Concluding Thoughts: A Call for Legal Reform and Civic Responsibility
It is also submitted that the disqualification process must be left not to the in-house committees of the Parliament, but to the independent judiciary – preferably the High Court in case of MLAs, who are already courts of original jurisdiction for hearing election petitions of not only MLAs but also of MPs. It is suggested that in case of the MPs, the matter should go directly to the Supreme Court.

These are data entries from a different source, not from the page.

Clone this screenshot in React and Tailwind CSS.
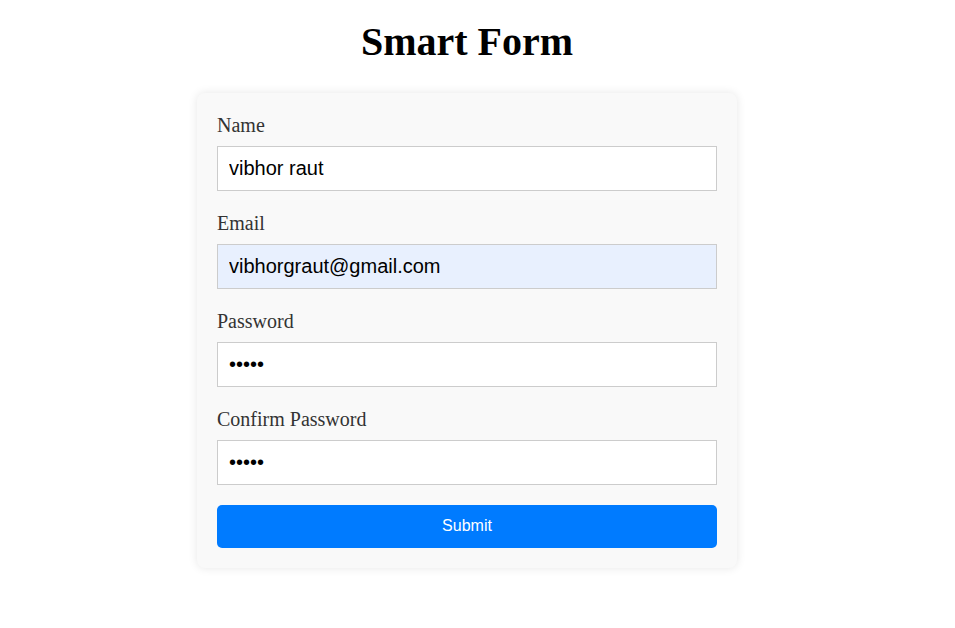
import React from "react";

export default function App() {
  const serif = { fontFamily: '"Liberation Serif", "Times New Roman", serif' };
  const inputCls =
    "block w-full h-[45px] border border-[#cccccc] px-[11px] text-[20px] text-black outline-none";
  const sans = { fontFamily: '"Liberation Sans", Arial, sans-serif' };
  const fields = [
    { label: "Name", type: "text", value: "vibhor raut", bg: "bg-white" },
    { label: "Email", type: "email", value: "vibhorgraut@gmail.com", bg: "bg-[#e8f0fe]" },
    { label: "Password", type: "password", value: "12345", bg: "bg-white" },
    { label: "Confirm Password", type: "password", value: "12345", bg: "bg-white" },
  ];
  return (
    <div className="w-[934px] min-h-[628px] bg-white" style={serif}>
      <h1 className="text-center text-[40px] font-bold leading-[46px] pt-[19px] pb-[28px] text-black">
        Smart Form
      </h1>
      <div className="mx-auto w-[540px] rounded-[8px] bg-[#f9f9f9] shadow-[0_0_10px_rgba(0,0,0,0.1)] px-[20px] pt-[20px] pb-[20px]">
        {fields.map((f) => (
          <div key={f.label} className="mb-[20px]">
            <label className="block text-[20px] leading-[23px] pt-px text-[#333333] mb-[9px]">
              {f.label}
            </label>
            <input
              type={f.type}
              readOnly
              value={f.value}
              className={`${inputCls} ${f.bg}`}
              style={sans}
            />
          </div>
        ))}
        <button
          className="block w-full h-[43px] rounded-[5px] bg-[#007bff] text-white text-[16px] pb-px"
          style={sans}
        >
          Submit
        </button>
      </div>
    </div>
  );
}
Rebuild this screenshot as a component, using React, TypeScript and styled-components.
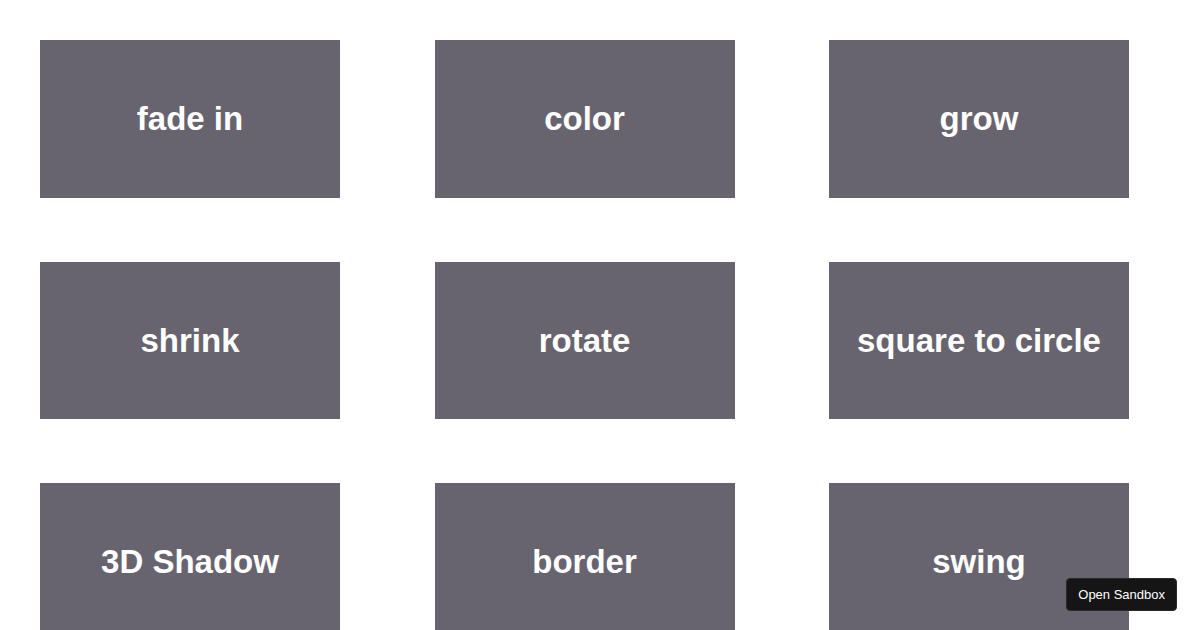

The question of political donations is an important one and needs to be addressed expeditiously. The contentious Mahua Moitra episode has merely highlighted an issue which has always existed but often brushed under the carpet. The new proposed law must be fair, just and reasonable and not one which becomes an instrument of political witchhunt, which, in the long run, turns counter-productive, as the political cycles and the political climate in the country changes. The proposed enactment is something which requires not only consensus amongst the various political parties, but also widespread consultation with all the stakeholders, including civil society, representatives, NGOs, retired judges, and bureaucrats, eminent journalists, as a matter of fact from general public.
We all owe it as the country for this law to be in place. If and when it shall come is something we need to closely watch. As an active citizen, it is your duty to push for the same within your social circle, either personally or through digital means.